ESENSINEWS..com – Pengamat komunikasi politik Emrus Sihombing mengatakan tingkat kepuasan publik pada kinerja Presiden Joko Widodo sebesar 64% atau lebih bukanlah kabar mengejutkan. Menurut dia, tingkat kepuasan publik seharusnya bisa bertahan diangka 80% ke atas.
Lembaga Survei Indonesia (LSI) merilis hasil survei tingkat kepuasan publik terhadap kinerja Jokowi, Minggu 24 Juli. Hasilnya, 64% responden merasa puas dengan kinerja Jokowi. Di bulan ini, Indikator Politik Indonesia dan indEX juga mengeluarkan hasil survei. Masing-masing menyebutkan kepuasan publik terhadap kinerja Jokowi 67,5% dan 80,9%.
Emrus mengatakan, 60% lebih sedikit bisa diartikan tingkat kepuasan publik masih di batas aman dan mayoritas. Penyebabnya, Jokowi selalu hadir merespons kebutuhan masyarakat. Menurut Emrus, kepuasan publik terhadap kinerja Jokowi seharusnya bisa mencapai minimal 80% kalau para menteri juga bekinerja baik dan produktif.
“Jokowi responsif terhadap kebutuhan masyarakat. Sayangnnya sebagian menteri tidak responsif. Kalau menteri responsif, kepuasan publik bisa minimal 80%. Persoalan ada di kinerja sebagian menteri,” kata Emrus, Selasa (26/7/2022).
Emrus mengatakan, setidaknya ada tiga menteri Jokowi yang berkinerja sangat baik, yakni Menteri PUPR Basuki Hadimuljono, Menteri Keuangan Sri Mulyani, dan Menteri Luar Negeri Retno Marsudi.
“Jokowi berhasil membangun infrastruktur, jalan tol, bendungan dan lain-lain, bukankah keberhasilan ini diback up menteri PUPR, misalnya? Jadi, kinerja menteri tentu berimbas pada kepuasan publik terhadap Jokowi. Andai semua menteri menjalankan tugasnya dengan bagi dan amanah, saya kira tingkat kepuasan masyarakat ke Jokowi bisa minimal 80%,” ujar Emrus.
Emrus mengatakan menteri harus bekerja lebih dari maksimal. Kalau memang sekiranya tidak bisa bekerja, karena dipengaruhi latar belakang dan lain sebagainya, seharusnya jabatan itu tidak diterima. Menteri bertanggung jawab pada rakyat karena operasional mereka menggunakan uang negara.
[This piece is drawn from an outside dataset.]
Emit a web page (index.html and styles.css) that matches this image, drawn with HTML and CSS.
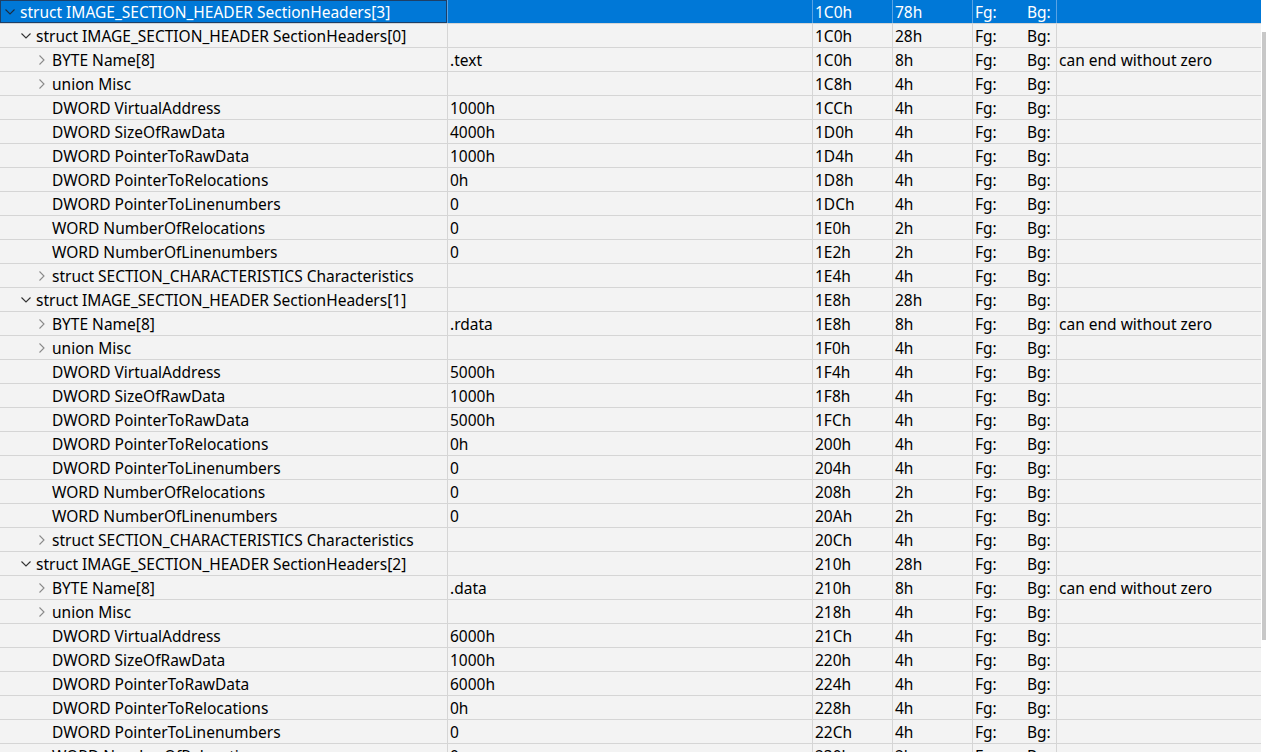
FILE: index.html
```html
<!DOCTYPE html>
<html>
<head>
<meta charset="utf-8">
<link rel="stylesheet" href="styles.css">
</head>
<body>
<div class="view">
  <div class="tree">
    <div class="row sel">
      <div class="c name l0 focus"><span class="tw"><svg width="10" height="6" viewBox="0 0 10 6"><polyline class="dn" points="0.5,0.5 5,5 9.5,0.5"/></svg></span>struct IMAGE_SECTION_HEADER SectionHeaders[3]</div>
      <div class="c val"></div><div class="c off">1C0h</div><div class="c sz">78h</div><div class="c col"><span class="fg">Fg:</span><span>Bg:</span></div><div class="c cmt"></div>
    </div>

    <div class="row"><div class="c name l1"><span class="tw"><svg width="10" height="6" viewBox="0 0 10 6"><polyline class="dn" points="0.5,0.5 5,5 9.5,0.5"/></svg></span>struct IMAGE_SECTION_HEADER SectionHeaders[0]</div><div class="c val"></div><div class="c off">1C0h</div><div class="c sz">28h</div><div class="c col"><span class="fg">Fg:</span><span>Bg:</span></div><div class="c cmt"></div></div>
    <div class="row"><div class="c name l2"><span class="tw"><svg width="6" height="10" viewBox="0 0 6 10"><polyline class="rt" points="0.5,0.5 5,5 0.5,9.5"/></svg></span>BYTE Name[8]</div><div class="c val">.text</div><div class="c off">1C0h</div><div class="c sz">8h</div><div class="c col"><span class="fg">Fg:</span><span>Bg:</span></div><div class="c cmt">can end without zero</div></div>
    <div class="row"><div class="c name l2"><span class="tw"><svg width="6" height="10" viewBox="0 0 6 10"><polyline class="rt" points="0.5,0.5 5,5 0.5,9.5"/></svg></span>union Misc</div><div class="c val"></div><div class="c off">1C8h</div><div class="c sz">4h</div><div class="c col"><span class="fg">Fg:</span><span>Bg:</span></div><div class="c cmt"></div></div>
    <div class="row"><div class="c name l2"><span class="tw"></span>DWORD VirtualAddress</div><div class="c val">1000h</div><div class="c off">1CCh</div><div class="c sz">4h</div><div class="c col"><span class="fg">Fg:</span><span>Bg:</span></div><div class="c cmt"></div></div>
    <div class="row"><div class="c name l2"><span class="tw"></span>DWORD SizeOfRawData</div><div class="c val">4000h</div><div class="c off">1D0h</div><div class="c sz">4h</div><div class="c col"><span class="fg">Fg:</span><span>Bg:</span></div><div class="c cmt"></div></div>
    <div class="row"><div class="c name l2"><span class="tw"></span>DWORD PointerToRawData</div><div class="c val">1000h</div><div class="c off">1D4h</div><div class="c sz">4h</div><div class="c col"><span class="fg">Fg:</span><span>Bg:</span></div><div class="c cmt"></div></div>
    <div class="row"><div class="c name l2"><span class="tw"></span>DWORD PointerToRelocations</div><div class="c val">0h</div><div class="c off">1D8h</div><div class="c sz">4h</div><div class="c col"><span class="fg">Fg:</span><span>Bg:</span></div><div class="c cmt"></div></div>
    <div class="row"><div class="c name l2"><span class="tw"></span>DWORD PointerToLinenumbers</div><div class="c val">0</div><div class="c off">1DCh</div><div class="c sz">4h</div><div class="c col"><span class="fg">Fg:</span><span>Bg:</span></div><div class="c cmt"></div></div>
    <div class="row"><div class="c name l2"><span class="tw"></span>WORD NumberOfRelocations</div><div class="c val">0</div><div class="c off">1E0h</div><div class="c sz">2h</div><div class="c col"><span class="fg">Fg:</span><span>Bg:</span></div><div class="c cmt"></div></div>
    <div class="row"><div class="c name l2"><span class="tw"></span>WORD NumberOfLinenumbers</div><div class="c val">0</div><div class="c off">1E2h</div><div class="c sz">2h</div><div class="c col"><span class="fg">Fg:</span><span>Bg:</span></div><div class="c cmt"></div></div>
    <div class="row"><div class="c name l2"><span class="tw"><svg width="6" height="10" viewBox="0 0 6 10"><polyline class="rt" points="0.5,0.5 5,5 0.5,9.5"/></svg></span>struct SECTION_CHARACTERISTICS Characteristics</div><div class="c val"></div><div class="c off">1E4h</div><div class="c sz">4h</div><div class="c col"><span class="fg">Fg:</span><span>Bg:</span></div><div class="c cmt"></div></div>

    <div class="row"><div class="c name l1"><span class="tw"><svg width="10" height="6" viewBox="0 0 10 6"><polyline class="dn" points="0.5,0.5 5,5 9.5,0.5"/></svg></span>struct IMAGE_SECTION_HEADER SectionHeaders[1]</div><div class="c val"></div><div class="c off">1E8h</div><div class="c sz">28h</div><div class="c col"><span class="fg">Fg:</span><span>Bg:</span></div><div class="c cmt"></div></div>
    <div class="row"><div class="c name l2"><span class="tw"><svg width="6" height="10" viewBox="0 0 6 10"><polyline class="rt" points="0.5,0.5 5,5 0.5,9.5"/></svg></span>BYTE Name[8]</div><div class="c val">.rdata</div><div class="c off">1E8h</div><div class="c sz">8h</div><div class="c col"><span class="fg">Fg:</span><span>Bg:</span></div><div class="c cmt">can end without zero</div></div>
    <div class="row"><div class="c name l2"><span class="tw"><svg width="6" height="10" viewBox="0 0 6 10"><polyline class="rt" points="0.5,0.5 5,5 0.5,9.5"/></svg></span>union Misc</div><div class="c val"></div><div class="c off">1F0h</div><div class="c sz">4h</div><div class="c col"><span class="fg">Fg:</span><span>Bg:</span></div><div class="c cmt"></div></div>
    <div class="row"><div class="c name l2"><span class="tw"></span>DWORD VirtualAddress</div><div class="c val">5000h</div><div class="c off">1F4h</div><div class="c sz">4h</div><div class="c col"><span class="fg">Fg:</span><span>Bg:</span></div><div class="c cmt"></div></div>
    <div class="row"><div class="c name l2"><span class="tw"></span>DWORD SizeOfRawData</div><div class="c val">1000h</div><div class="c off">1F8h</div><div class="c sz">4h</div><div class="c col"><span class="fg">Fg:</span><span>Bg:</span></div><div class="c cmt"></div></div>
    <div class="row"><div class="c name l2"><span class="tw"></span>DWORD PointerToRawData</div><div class="c val">5000h</div><div class="c off">1FCh</div><div class="c sz">4h</div><div class="c col"><span class="fg">Fg:</span><span>Bg:</span></div><div class="c cmt"></div></div>
    <div class="row"><div class="c name l2"><span class="tw"></span>DWORD PointerToRelocations</div><div class="c val">0h</div><div class="c off">200h</div><div class="c sz">4h</div><div class="c col"><span class="fg">Fg:</span><span>Bg:</span></div><div class="c cmt"></div></div>
    <div class="row"><div class="c name l2"><span class="tw"></span>DWORD PointerToLinenumbers</div><div class="c val">0</div><div class="c off">204h</div><div class="c sz">4h</div><div class="c col"><span class="fg">Fg:</span><span>Bg:</span></div><div class="c cmt"></div></div>
    <div class="row"><div class="c name l2"><span class="tw"></span>WORD NumberOfRelocations</div><div class="c val">0</div><div class="c off">208h</div><div class="c sz">2h</div><div class="c col"><span class="fg">Fg:</span><span>Bg:</span></div><div class="c cmt"></div></div>
    <div class="row"><div class="c name l2"><span class="tw"></span>WORD NumberOfLinenumbers</div><div class="c val">0</div><div class="c off">20Ah</div><div class="c sz">2h</div><div class="c col"><span class="fg">Fg:</span><span>Bg:</span></div><div class="c cmt"></div></div>
    <div class="row"><div class="c name l2"><span class="tw"><svg width="6" height="10" viewBox="0 0 6 10"><polyline class="rt" points="0.5,0.5 5,5 0.5,9.5"/></svg></span>struct SECTION_CHARACTERISTICS Characteristics</div><div class="c val"></div><div class="c off">20Ch</div><div class="c sz">4h</div><div class="c col"><span class="fg">Fg:</span><span>Bg:</span></div><div class="c cmt"></div></div>

    <div class="row"><div class="c name l1"><span class="tw"><svg width="10" height="6" viewBox="0 0 10 6"><polyline class="dn" points="0.5,0.5 5,5 9.5,0.5"/></svg></span>struct IMAGE_SECTION_HEADER SectionHeaders[2]</div><div class="c val"></div><div class="c off">210h</div><div class="c sz">28h</div><div class="c col"><span class="fg">Fg:</span><span>Bg:</span></div><div class="c cmt"></div></div>
    <div class="row"><div class="c name l2"><span class="tw"><svg width="6" height="10" viewBox="0 0 6 10"><polyline class="rt" points="0.5,0.5 5,5 0.5,9.5"/></svg></span>BYTE Name[8]</div><div class="c val">.data</div><div class="c off">210h</div><div class="c sz">8h</div><div class="c col"><span class="fg">Fg:</span><span>Bg:</span></div><div class="c cmt">can end without zero</div></div>
    <div class="row"><div class="c name l2"><span class="tw"><svg width="6" height="10" viewBox="0 0 6 10"><polyline class="rt" points="0.5,0.5 5,5 0.5,9.5"/></svg></span>union Misc</div><div class="c val"></div><div class="c off">218h</div><div class="c sz">4h</div><div class="c col"><span class="fg">Fg:</span><span>Bg:</span></div><div class="c cmt"></div></div>
    <div class="row"><div class="c name l2"><span class="tw"></span>DWORD VirtualAddress</div><div class="c val">6000h</div><div class="c off">21Ch</div><div class="c sz">4h</div><div class="c col"><span class="fg">Fg:</span><span>Bg:</span></div><div class="c cmt"></div></div>
    <div class="row"><div class="c name l2"><span class="tw"></span>DWORD SizeOfRawData</div><div class="c val">1000h</div><div class="c off">220h</div><div class="c sz">4h</div><div class="c col"><span class="fg">Fg:</span><span>Bg:</span></div><div class="c cmt"></div></div>
    <div class="row"><div class="c name l2"><span class="tw"></span>DWORD PointerToRawData</div><div class="c val">6000h</div><div class="c off">224h</div><div class="c sz">4h</div><div class="c col"><span class="fg">Fg:</span><span>Bg:</span></div><div class="c cmt"></div></div>
    <div class="row"><div class="c name l2"><span class="tw"></span>DWORD PointerToRelocations</div><div class="c val">0h</div><div class="c off">228h</div><div class="c sz">4h</div><div class="c col"><span class="fg">Fg:</span><span>Bg:</span></div><div class="c cmt"></div></div>
    <div class="row"><div class="c name l2"><span class="tw"></span>DWORD PointerToLinenumbers</div><div class="c val">0</div><div class="c off">22Ch</div><div class="c sz">4h</div><div class="c col"><span class="fg">Fg:</span><span>Bg:</span></div><div class="c cmt"></div></div>
    <div class="row"><div class="c name l2"><span class="tw"></span>WORD NumberOfRelocations</div><div class="c val">0</div><div class="c off">230h</div><div class="c sz">2h</div><div class="c col"><span class="fg">Fg:</span><span>Bg:</span></div><div class="c cmt"></div></div>
  </div>
  <div class="thumb"></div>
</div>
</body>
</html>
```
FILE: styles.css
```css
html, body {
  margin: 0;
  padding: 0;
  background: #ffffff;
  overflow: hidden;
}
.view {
  position: relative;
  width: 1266px;
  height: 752px;
  overflow: hidden;
  font-family: "Noto Sans", "Open Sans", sans-serif;
  font-size: 15.5px;
  color: #000;
}
.tree {
  width: 1261px;
  background: #f3f3f3;
}
.row {
  display: grid;
  grid-template-columns: 448px 365px 80px 80px 84px 1fr;
  height: 24px;
  box-sizing: border-box;
  border-bottom: 1px solid #d5d5d5;
}
.c {
  box-sizing: border-box;
  border-right: 1px solid #d5d5d5;
  height: 23px;
  line-height: 24px;
  white-space: nowrap;
  overflow: hidden;
  padding-left: 2px;
}
.c.cmt { border-right: none; }
.name {
  display: flex;
  align-items: center;
  padding-left: 0;
}
.l1 { padding-left: 16px; }
.l2 { padding-left: 32px; }
.tw {
  width: 20px;
  flex: none;
  display: flex;
  align-items: center;
  justify-content: center;
  height: 23px;
}
.tw svg { display: block; }
.dn { fill: none; stroke: #333; stroke-width: 1.1; }
.rt { fill: none; stroke: #8a8a8a; stroke-width: 1.1; }
.col {
  display: flex;
}
.fg { width: 52px; }
.row.sel {
  background: #0078d7;
  color: #fff;
  border-bottom-color: #d5d5d5;
}
.row.sel .c { border-right-color: #5aa3e4; }
.row.sel .dn { stroke: #1c2c40; }
.focus {
  box-shadow: inset 0 0 0 1px #1e3f66;
}
.thumb {
  position: absolute;
  left: 1262px;
  top: 32px;
  width: 4px;
  height: 608px;
  background: #c8c8c8;
}
```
Ke depan, kata Emrus, agar kinerja pemerintahan positif, partai jangan meminta jatah kursi menteri kepada presiden. Biarkan itu tetap menjadi hak prerogatif presiden.
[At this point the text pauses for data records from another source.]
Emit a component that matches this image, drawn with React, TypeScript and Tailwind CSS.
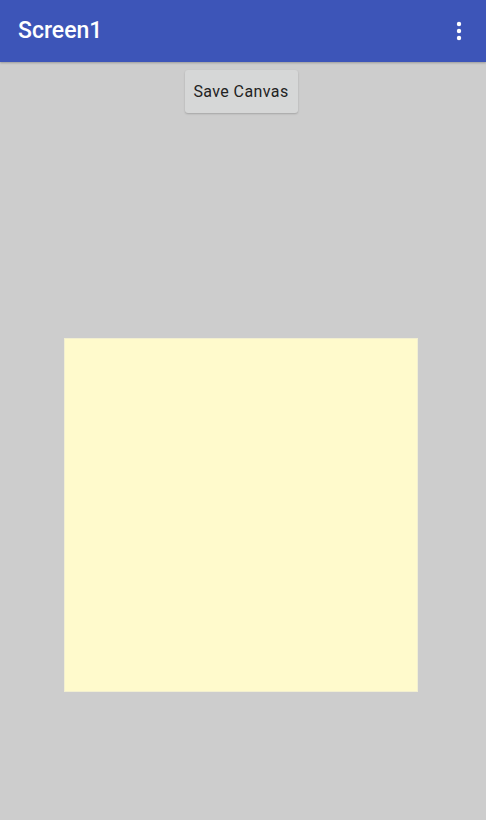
import React from 'react';

const App: React.FC = () => {
  return (
    <div className="w-[486px] h-[820px] bg-[#cdcdcd] flex flex-col overflow-hidden" style={{ fontFamily: 'Roboto, "Noto Sans", sans-serif' }}>
      {/* App bar */}
      <div className="h-[62px] bg-[#3d55b8] flex items-center justify-between pl-[18px] pr-[24px] shadow-[0_1px_2px_rgba(0,0,0,0.25)] shrink-0">
        <span className="text-white text-[23px] font-medium">Screen1</span>
        <svg width="6" height="20" viewBox="0 0 6 20">
          <circle cx="3" cy="3" r="2.2" fill="#fff" />
          <circle cx="3" cy="10" r="2.2" fill="#fff" />
          <circle cx="3" cy="17" r="2.2" fill="#fff" />
        </svg>
      </div>

      {/* Save button */}
      <div className="flex justify-center pt-[8px] pr-[4px]">
        <button className="w-[113px] h-[43px] bg-[#d6d7d7] rounded-[3px] shadow-[0_1px_2px_rgba(0,0,0,0.2)] text-[16px] tracking-[0.4px] text-[#222] flex items-center justify-center">
          Save Canvas
        </button>
      </div>

      {/* Canvas */}
      <div className="flex justify-center pt-[225px] pr-[4px]">
        <div className="w-[354px] h-[354px] bg-[#fffacc] border border-[#f2efd0]" />
      </div>
    </div>
  );
};

export default App;
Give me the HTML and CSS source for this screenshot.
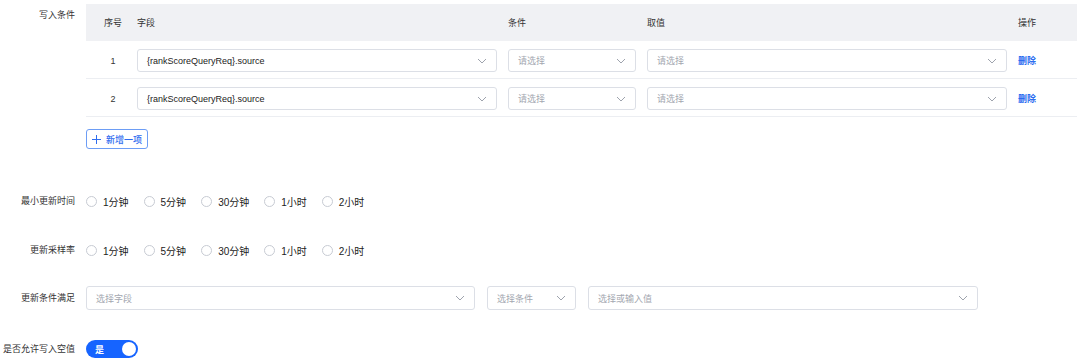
FILE: index.html
```html
<!DOCTYPE html>
<html lang="zh-CN">
<head>
    <meta charset="UTF-8">
    <title>写入配置</title>
    <link rel="stylesheet" href="styles.css">
</head>
<body>
    <div class="form">
        <div class="form-row row-table">
            <label class="form-label">写入条件</label>
            <div class="form-content">
                <div class="cond-table">
                    <div class="cond-head">
                        <div class="cell cell-no">序号</div>
                        <div class="cell">字段</div>
                        <div class="cell">条件</div>
                        <div class="cell">取值</div>
                        <div class="cell">操作</div>
                    </div>
                    <div class="cond-row">
                        <div class="cell cell-no">1</div>
                        <div class="cell">
                            <div class="select"><span class="select-value">{rankScoreQueryReq}.source</span><svg class="arrow" viewBox="0 0 10 6"><path d="M1 1l4 4 4-4"/></svg></div>
                        </div>
                        <div class="cell">
                            <div class="select"><span class="placeholder">请选择</span><svg class="arrow" viewBox="0 0 10 6"><path d="M1 1l4 4 4-4"/></svg></div>
                        </div>
                        <div class="cell">
                            <div class="select"><span class="placeholder">请选择</span><svg class="arrow" viewBox="0 0 10 6"><path d="M1 1l4 4 4-4"/></svg></div>
                        </div>
                        <div class="cell"><a class="link">删除</a></div>
                    </div>
                    <div class="cond-row">
                        <div class="cell cell-no">2</div>
                        <div class="cell">
                            <div class="select"><span class="select-value">{rankScoreQueryReq}.source</span><svg class="arrow" viewBox="0 0 10 6"><path d="M1 1l4 4 4-4"/></svg></div>
                        </div>
                        <div class="cell">
                            <div class="select"><span class="placeholder">请选择</span><svg class="arrow" viewBox="0 0 10 6"><path d="M1 1l4 4 4-4"/></svg></div>
                        </div>
                        <div class="cell">
                            <div class="select"><span class="placeholder">请选择</span><svg class="arrow" viewBox="0 0 10 6"><path d="M1 1l4 4 4-4"/></svg></div>
                        </div>
                        <div class="cell"><a class="link">删除</a></div>
                    </div>
                </div>
                <button class="add-button">
                    <svg class="plus" viewBox="0 0 10 10"><path d="M5 0v10M0 5h10"/></svg>
                    新增一项
                </button>
            </div>
        </div>

        <div class="form-row row-radio-first">
            <label class="form-label">最小更新时间</label>
            <div class="form-content radio-group">
                <span class="radio"><i></i>1分钟</span>
                <span class="radio"><i></i>5分钟</span>
                <span class="radio"><i></i>30分钟</span>
                <span class="radio"><i></i>1小时</span>
                <span class="radio"><i></i>2小时</span>
            </div>
        </div>

        <div class="form-row row-radio-second">
            <label class="form-label">更新采样率</label>
            <div class="form-content radio-group">
                <span class="radio"><i></i>1分钟</span>
                <span class="radio"><i></i>5分钟</span>
                <span class="radio"><i></i>30分钟</span>
                <span class="radio"><i></i>1小时</span>
                <span class="radio"><i></i>2小时</span>
            </div>
        </div>

        <div class="form-row row-selects">
            <label class="form-label">更新条件满足</label>
            <div class="form-content select-group">
                <div class="select select-field"><span class="placeholder">选择字段</span><svg class="arrow" viewBox="0 0 10 6"><path d="M1 1l4 4 4-4"/></svg></div>
                <div class="select select-cond"><span class="placeholder">选择条件</span><svg class="arrow" viewBox="0 0 10 6"><path d="M1 1l4 4 4-4"/></svg></div>
                <div class="select select-value-box"><span class="placeholder">选择或输入值</span><svg class="arrow" viewBox="0 0 10 6"><path d="M1 1l4 4 4-4"/></svg></div>
            </div>
        </div>

        <div class="form-row row-switch">
            <label class="form-label">是否允许写入空值</label>
            <div class="form-content">
                <span class="switch"><span class="switch-text">是</span><span class="switch-knob"></span></span>
            </div>
        </div>
    </div>
</body>
</html>
```

FILE: styles.css
```css
body {
    margin: 0;
    background: #fff;
    color: #333;
    font-family: "Liberation Sans", "Noto Sans CJK SC", sans-serif;
    font-size: 9px;
}

.form {
    width: 1080px;
    padding: 4px 3px 0 0;
    box-sizing: border-box;
}

.form-row {
    display: flex;
    align-items: center;
    gap: 11px;
}

.form-label {
    width: 75px;
    flex-shrink: 0;
    text-align: right;
    color: #333;
    line-height: 14px;
}

.form-content {
    flex: 1;
}

/* 写入条件 表格 */
.row-table {
    align-items: flex-start;
}

.row-table .form-label {
    padding-top: 4px;
}

.cond-head,
.cond-row {
    display: grid;
    grid-template-columns: 51px 371px 139px 371px 1fr;
    align-items: center;
}

.cond-head {
    height: 37px;
    background: #f0f1f4;
    color: #333;
}

.cond-row {
    height: 35px;
    padding-top: 2px;
    border-bottom: 1px solid #eceef2;
}

.cell-no {
    text-align: center;
    padding-left: 3px;
}

.cond-row .select {
    width: calc(100% - 11px);
}

.select {
    height: 23px;
    box-sizing: border-box;
    border: 1px solid #dcdfe6;
    border-radius: 3px;
    display: flex;
    align-items: center;
    justify-content: space-between;
    padding: 0 9px 0 9px;
    background: #fff;
}

.select-value {
    color: #222;
}

.placeholder {
    color: #a3a7b0;
}

.arrow {
    width: 10px;
    height: 6px;
    fill: none;
    stroke: #9ea3ad;
    stroke-width: 1;
}

.link {
    color: #2b6cf0;
    font-weight: 600;
    cursor: pointer;
}

.add-button {
    margin-top: 12px;
    height: 20px;
    width: 62px;
    padding: 0 0 0 5px;
    display: flex;
    align-items: center;
    gap: 5px;
    border: 1px solid #6d9df5;
    border-radius: 3px;
    background: #fff;
    color: #2d6bef;
    font-family: inherit;
    font-size: 9px;
    font-weight: 500;
    cursor: pointer;
}

.plus {
    width: 9px;
    height: 9px;
    stroke: #2d6bef;
    stroke-width: 1.1;
}

/* 单选 */
.row-radio-first {
    margin-top: 42px;
    height: 20px;
}

.row-radio-second {
    margin-top: 29px;
    height: 20px;
}

.radio-group {
    display: flex;
    align-items: center;
}

.radio {
    display: flex;
    align-items: center;
    gap: 6px;
    margin-right: 15px;
    font-size: 10px;
    color: #222;
}

.radio i {
    width: 11px;
    height: 11px;
    box-sizing: border-box;
    border: 1px solid #c7cbd3;
    border-radius: 50%;
}

/* 更新条件 */
.row-selects {
    margin-top: 26px;
}

.select-group {
    display: flex;
    gap: 12px;
}

.select-group .select {
    height: 24px;
}

.select-field {
    width: 389px;
}

.select-cond {
    width: 89px;
}

.select-value-box {
    width: 390px;
}

/* 开关 */
.row-switch {
    margin-top: 30px;
}

.switch {
    width: 52px;
    height: 18px;
    border-radius: 9px;
    background: #1664ff;
    display: flex;
    align-items: center;
    justify-content: space-between;
    padding: 0 2px 0 9px;
    box-sizing: border-box;
}

.switch-text {
    color: #fff;
    font-weight: 600;
    font-size: 9px;
}

.switch-knob {
    width: 14px;
    height: 14px;
    border-radius: 50%;
    background: #fff;
}
```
“Siapapun presiden kita nanti, biarkan presiden mutlak 100% menentukan menterinya. Jangan ada pola komunikasi politik tidak langsung, padahal tujuannya mau dapat jatah menteri. Selain itu, kalau menteri tidak punya kinerja baik, partainya yang harus menarik. Partai proaktif menarik kalau menteri tidak bisa kerja,” tutup Emrus.